Omit the pictures and output exactly the lines from the start of the entries through the line containing "pl-[147px] text-[18px] tracking-[-0.6px]".

-------- Given data

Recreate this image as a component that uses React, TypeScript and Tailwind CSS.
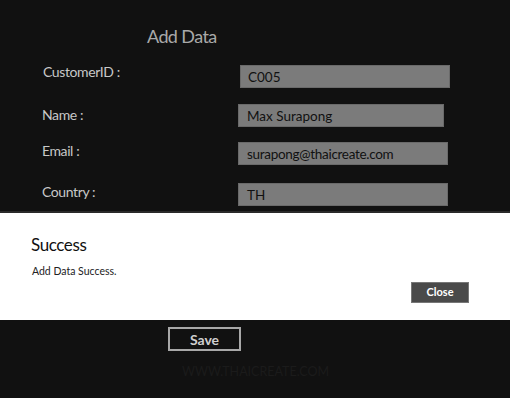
import React from 'react'

const font = { fontFamily: 'Lato, "Noto Sans", sans-serif' }

export default function App() {
  return (
    <div className="relative w-[510px] h-[398px] bg-[#111111] overflow-hidden" style={font}>
      <div className="pt-[23px] pl-[147px] text-[18px] tracking-[-0.6px] text-[#a9a9a9]">Add Data</div>

      <div className="flex flex-col">
        <div className="flex items-center mt-[15px] h-[23px]">
          <div className="w-[196px] pl-[43px] text-[14px] tracking-[-0.4px] text-[#c8c8c8] -mt-[10px]">CustomerID :</div>
          <div className="ml-[44px] w-[210px] h-[23px] bg-[#7b7b7b] border border-[#6a6a6a] text-[13.5px] text-[#111] pl-[7px] leading-[22px]">C005</div>
        </div>
        <div className="flex items-center mt-[16px] h-[23px]">
          <div className="w-[196px] pl-[42px] text-[14px] tracking-[-0.4px] text-[#c8c8c8] -mt-[2px]">Name :</div>
          <div className="ml-[42px] w-[206px] h-[23px] bg-[#7b7b7b] border border-[#6a6a6a] text-[13.5px] text-[#111] pl-[8px] leading-[22px]">Max Surapong</div>
        </div>
        <div className="flex items-center mt-[15px] h-[23px]">
          <div className="w-[196px] pl-[42px] text-[14px] tracking-[-0.4px] text-[#c8c8c8] -mt-[7px]">Email :</div>
          <div className="ml-[42px] w-[210px] h-[23px] bg-[#7b7b7b] border border-[#6a6a6a] text-[13.5px] tracking-[-0.3px] text-[#111] pl-[8px] leading-[22px]">surapong@thaicreate.com</div>
        </div>
        <div className="flex items-center mt-[18px] h-[23px]">
          <div className="w-[196px] pl-[42px] text-[14px] tracking-[-0.4px] text-[#c8c8c8] -mt-[6px]">Country :</div>
          <div className="ml-[42px] w-[210px] h-[23px] bg-[#7b7b7b] border border-[#6a6a6a] text-[13.5px] text-[#111] pl-[8px] leading-[22px]">TH</div>
        </div>
      </div>

      <div className="mt-[121px] ml-[168px] w-[73px] h-[24px] border-2 border-[#a8a8a8] flex items-center justify-center text-[14px] font-bold text-[#cfcfcf]">
        Save
      </div>
      <div className="mt-[12px] ml-[182px] text-[12.5px] text-[#1b1b1b]">WWW.THAICREATE.COM</div>

      {/* message dialog overlay */}
      <div className="absolute left-0 top-[211px] w-full h-[109px] bg-white border-t-2 border-[#2a2a2a]">
        <div className="pt-[21px] pl-[31px] text-[17px] tracking-[-0.4px] leading-[22px] text-[#111]">Success</div>
        <div className="pl-[32px] mt-[9px] text-[10.5px] leading-[12px] text-[#222]">Add Data Success.</div>
        <div className="flex justify-end pr-[41px] mt-[5px]">
          <div className="w-[58px] h-[21px] bg-[#4a4a4a] border border-[#777] flex items-center justify-center text-[11px] font-bold text-white">
            Close
          </div>
        </div>
      </div>
    </div>
  )
}
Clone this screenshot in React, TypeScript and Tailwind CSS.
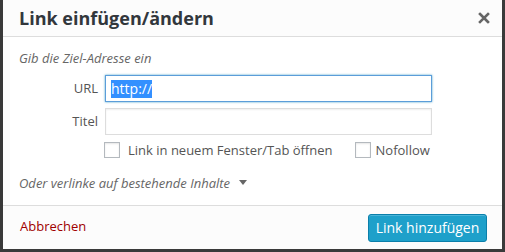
import React from "react";

export default function App() {
  const font = { fontFamily: '"Open Sans", "Noto Sans", sans-serif' };
  return (
    <div className="w-[505px] h-[252px] bg-[#3a3a3a] overflow-hidden" style={font}>
      <div className="ml-[3px] w-[499px] h-[249px] bg-white flex flex-col">
        <div className="h-[37px] shrink-0 bg-[#fcfcfc] border-b border-[#dddddd] flex items-center justify-between pl-[16px] pr-[12px]">
          <div className="text-[18px] font-bold text-[#32373c] leading-none">Link einfügen/ändern</div>
          <svg width="12" height="12" viewBox="0 0 12 12">
            <path d="M2 2 L10 10 M10 2 L2 10" stroke="#666666" strokeWidth="2.6" strokeLinecap="square" />
          </svg>
        </div>
        <div className="flex-1 flex flex-col">
          <div className="mt-[12px] pl-[16px] text-[13px] leading-[18px] italic text-[#666666]">Gib die Ziel-Adresse ein</div>
          <div className="mt-[8px] flex items-center">
            <div className="w-[95px] text-right text-[13px] text-[#555555]">URL</div>
            <div className="ml-[7px] w-[327px] h-[27px] border border-[#5b9dd9] shadow-[0_0_2px_rgba(30,140,190,0.8)] flex items-center pl-[5px]">
              <span className="bg-[#3390ff] text-white text-[14px] leading-[18px]">http://</span>
            </div>
          </div>
          <div className="mt-[6px] flex items-center">
            <div className="w-[95px] text-right text-[13px] text-[#555555]">Titel</div>
            <div className="ml-[7px] w-[327px] h-[27px] border border-[#dddddd] shadow-[inset_0_1px_2px_rgba(0,0,0,0.07)]"></div>
          </div>
          <div className="mt-[7px] flex items-center pl-[101px]">
            <div className="w-[16px] h-[16px] border border-[#b4b9be] shadow-[inset_0_1px_2px_rgba(0,0,0,0.1)]"></div>
            <span className="ml-[8px] text-[13px] text-[#555555] leading-[16px]">Link in neuem Fenster/Tab öffnen</span>
            <div className="ml-[22px] w-[16px] h-[16px] border border-[#b4b9be] shadow-[inset_0_1px_2px_rgba(0,0,0,0.1)]"></div>
            <span className="ml-[5px] text-[13px] text-[#555555] leading-[16px]">Nofollow</span>
          </div>
          <div className="mt-[16px] pl-[16px] flex items-center text-[13px] leading-[18px] italic text-[#666666]">
            <span>Oder verlinke auf bestehende Inhalte</span>
            <svg width="8" height="6" viewBox="0 0 8 6" className="ml-[9px]">
              <path d="M0 0 L8 0 L4 5 Z" fill="#666666" />
            </svg>
          </div>
        </div>
        <div className="h-[44px] shrink-0 bg-[#fcfcfc] border-t border-[#dddddd] flex items-center justify-between pl-[17px] pr-[15px]">
          <span className="text-[13px] text-[#a00000] -mt-[2px]">Abbrechen</span>
          <div className="w-[119px] h-[28px] rounded-[3px] bg-[#1ea0ca] border border-[#0b7faa] text-white text-[14px] flex items-center justify-center shadow-[inset_0_1px_0_rgba(120,200,230,0.5)]">
            Link hinzufügen
          </div>
        </div>
      </div>
    </div>
  );
}
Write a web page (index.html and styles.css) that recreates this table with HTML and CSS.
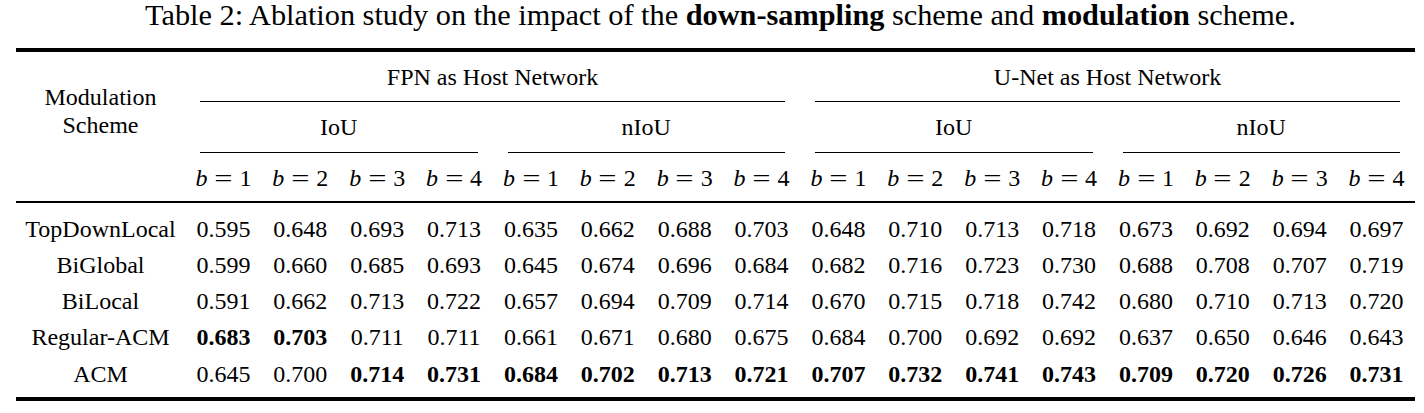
FILE: index.html
```html
<!DOCTYPE html>
<html lang="en">
<head>
<meta charset="utf-8">
<title>Table 2: Ablation study</title>
<link rel="stylesheet" href="styles.css">
</head>
<body>
<div class="page">
  <p class="caption">Table 2: Ablation study on the impact of the <b>down-sampling</b> scheme and <b>modulation</b> scheme.</p>
  <table class="results">
    <colgroup>
      <col class="c-label">
      <col span="16">
    </colgroup>
    <thead>
      <tr class="r-host">
        <th rowspan="3" class="label-head">Modulation<br>Scheme</th>
        <th colspan="8"><div class="grp">FPN as Host Network</div><div class="rule"></div></th>
        <th colspan="8"><div class="grp">U-Net as Host Network</div><div class="rule"></div></th>
      </tr>
      <tr class="r-metric">
        <th colspan="4"><div class="grp">IoU</div><div class="rule"></div></th>
        <th colspan="4"><div class="grp">nIoU</div><div class="rule"></div></th>
        <th colspan="4"><div class="grp">IoU</div><div class="rule"></div></th>
        <th colspan="4"><div class="grp">nIoU</div><div class="rule"></div></th>
      </tr>
      <tr class="r-b">
        <th><i>b</i><span class="eq">=</span>1</th><th><i>b</i><span class="eq">=</span>2</th><th><i>b</i><span class="eq">=</span>3</th><th><i>b</i><span class="eq">=</span>4</th>
        <th><i>b</i><span class="eq">=</span>1</th><th><i>b</i><span class="eq">=</span>2</th><th><i>b</i><span class="eq">=</span>3</th><th><i>b</i><span class="eq">=</span>4</th>
        <th><i>b</i><span class="eq">=</span>1</th><th><i>b</i><span class="eq">=</span>2</th><th><i>b</i><span class="eq">=</span>3</th><th><i>b</i><span class="eq">=</span>4</th>
        <th><i>b</i><span class="eq">=</span>1</th><th><i>b</i><span class="eq">=</span>2</th><th><i>b</i><span class="eq">=</span>3</th><th><i>b</i><span class="eq">=</span>4</th>
      </tr>
    </thead>
    <tbody>
      <tr class="first">
        <td>TopDownLocal</td>
        <td>0.595</td><td>0.648</td><td>0.693</td><td>0.713</td>
        <td>0.635</td><td>0.662</td><td>0.688</td><td>0.703</td>
        <td>0.648</td><td>0.710</td><td>0.713</td><td>0.718</td>
        <td>0.673</td><td>0.692</td><td>0.694</td><td>0.697</td>
      </tr>
      <tr>
        <td>BiGlobal</td>
        <td>0.599</td><td>0.660</td><td>0.685</td><td>0.693</td>
        <td>0.645</td><td>0.674</td><td>0.696</td><td>0.684</td>
        <td>0.682</td><td>0.716</td><td>0.723</td><td>0.730</td>
        <td>0.688</td><td>0.708</td><td>0.707</td><td>0.719</td>
      </tr>
      <tr>
        <td>BiLocal</td>
        <td>0.591</td><td>0.662</td><td>0.713</td><td>0.722</td>
        <td>0.657</td><td>0.694</td><td>0.709</td><td>0.714</td>
        <td>0.670</td><td>0.715</td><td>0.718</td><td>0.742</td>
        <td>0.680</td><td>0.710</td><td>0.713</td><td>0.720</td>
      </tr>
      <tr>
        <td>Regular-ACM</td>
        <td class="best">0.683</td><td class="best">0.703</td><td>0.711</td><td>0.711</td>
        <td>0.661</td><td>0.671</td><td>0.680</td><td>0.675</td>
        <td>0.684</td><td>0.700</td><td>0.692</td><td>0.692</td>
        <td>0.637</td><td>0.650</td><td>0.646</td><td>0.643</td>
      </tr>
      <tr class="last">
        <td>ACM</td>
        <td>0.645</td><td>0.700</td><td class="best">0.714</td><td class="best">0.731</td>
        <td class="best">0.684</td><td class="best">0.702</td><td class="best">0.713</td><td class="best">0.721</td>
        <td class="best">0.707</td><td class="best">0.732</td><td class="best">0.741</td><td class="best">0.743</td>
        <td class="best">0.709</td><td class="best">0.720</td><td class="best">0.726</td><td class="best">0.731</td>
      </tr>
    </tbody>
  </table>
</div>
</body>
</html>
```

FILE: styles.css
```css
html, body {
  margin: 0;
  padding: 0;
  background: #ffffff;
}

body {
  font-family: "Liberation Serif", "Times New Roman", serif;
  color: #000000;
}

.page {
  width: 1424px;
}

.caption {
  margin: 0 0 0 16px;
  width: 1399px;
  padding-left: 10px;
  box-sizing: border-box;
  text-align: center;
  font-size: 30.3px;
  line-height: 30px;
  white-space: nowrap;
}

.results {
  margin: 18px 0 0 16px;
  width: 1399px;
  table-layout: fixed;
  border-collapse: separate;
  border-spacing: 0;
  border-top: 4px solid #000;
  border-bottom: 4px solid #000;
  font-size: 24px;
}

.c-label {
  width: 169px;
}

.results th,
.results td {
  padding: 0;
  text-align: center;
  font-weight: normal;
  white-space: nowrap;
}

.grp {
  line-height: 28px;
}

.rule {
  height: 1px;
  background: #000;
  margin: 0 15px;
}

.r-host th .grp {
  padding-top: 11px;
  padding-bottom: 10px;
}

.r-metric th .grp {
  padding-top: 11px;
  padding-bottom: 11px;
}

.r-b th {
  padding-top: 11px;
  padding-bottom: 9px;
  line-height: 28px;
  border-bottom: 2px solid #000;
}

.results th.label-head {
  line-height: 28px;
  vertical-align: top;
  padding-top: 31px;
  border-bottom: 2px solid #000;
}

.eq {
  display: inline-block;
  width: 0.778em;
  margin: 0 0.278em;
  text-align: center;
  transform: scaleX(1.35);
}

.results tbody td {
  line-height: 36.25px;
}

.results tbody tr.first td {
  padding-top: 7.6px;
}

.results tbody tr.last td {
  padding-bottom: 5.2px;
}

.results td.best {
  font-weight: bold;
}
```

----------------

→ Response to this exercise:
Recreate this image as a component that uses React, TypeScript and Tailwind CSS.
import React from 'react'

const font = { fontFamily: 'Lato, "Noto Sans", sans-serif' }

export default function App() {
  return (
    <div className="relative w-[510px] h-[398px] bg-[#111111] overflow-hidden" style={font}>
      <div className="pt-[23px] pl-[147px] text-[18px] tracking-[-0.6px] text-[#a9a9a9]">Add Data</div>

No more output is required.